Weighted Quantile Sketch is a problem in boosting that is intractable for large datasets. A fundamental idea in boosting is to augment the data where earlier models make mistakes on. So in boosting we are interested in finding split points in the weighted samples that perform the best. The authors of the XGBoost paper explain their solution, a data structure that supports merge and prune operations in a supplementary paper.

Sparsity-aware Split finding introduces a default direction in each tree node. When a value is missing in the sparse column the sample is classified into this default direction. The default directions are learned from the data. Having a default direction allows the algorithm to skip samples that are missing an entry for the feature. This technique takes advantage of the sparsity in the dataset, reducing the computation to a linear search on only the non-missing entries.

LightGBM from Microsoft and published in 2017 also introduces two techniques to improve performance. Gradient-based One-Side Sampling which inspects the most informative samples while skipping the less informative samples. And Exclusive Feature Bundling which takes advantage of sparse datasets by grouping features in a near lossless way.

Gradient-based One-Side Sampling is a shortcut to extract the most information from the dataset as fast as possible. This is achieved by adding a hyper parameter, alpha (and an inverse beta which is 1-alpha). Alpha is the ratio of the samples to retain as the most informative samples. The remaining samples are duplicated so the complexity of the algorithm is reduced to a linear search over alpha samples. The duplication of the less informative samples helps maintain the original data distribution.

Exclusive Feature Bundling (EFB) combines similar columns. Whereas XGBoost’s Sparsity-aware split finding skips samples with empty values, reducing complexity row-wise, EFB bins similar features, reducing complexity column-wise. The particulars are unclear to me as I haven’t studied the histogram-based algorithm used under the hood. The authors claim, by a carefully designed feature scanning algorithm, we can build the same feature histograms from the feature bundles as those from individual features.

The LightGBM paper goes on to show experimentally that it trains in a fraction of the time as XGBoost with comparable accuracy. Moreover there are datasets for which XGBoost cannot run on as the data cannot fit into working memory. LightGBM does not have to store as much working memory. Both papers mention the advantages of data compression and cache hits.
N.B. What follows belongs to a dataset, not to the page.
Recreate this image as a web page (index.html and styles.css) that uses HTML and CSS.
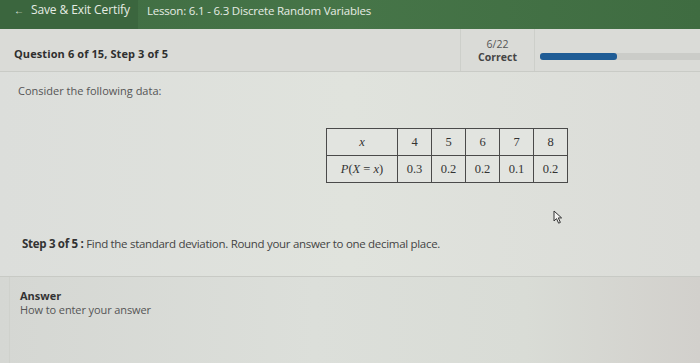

In summary, LightGBM improves on XGBoost. The LightGBM paper uses XGBoost as a baseline and outperforms it in training speed and the dataset sizes it can handle. The accuracies are comparable. LightGBM in some cases reaches it’s top accuracy in under a minute and while only reading a fraction of the whole dataset. This goes to show the power of approximation algorithms and intelligently sampling a dataset to extract the most information as fast as possible.

update: After publishing this article some folks brought Catboost to my attention. Catboost improves over LightGBM by handling categorical features better. Traditionally categorical features are one-hot-encoded, this incurs the curse of dimensionality if the feature has many distinct values. Previous algorithms tackled this issue of sparse features as we saw with EFB above. Catboost deals with categorical features by, “generating random permutations of the dataset and for each sample computing the average label value for the sample with the same category value placed before the given one in the permutation”. They also process the data with GPU acceleration, and do feature discretization into a fixed number of bins (128 and 32). I’m looking forward to trying it out soon!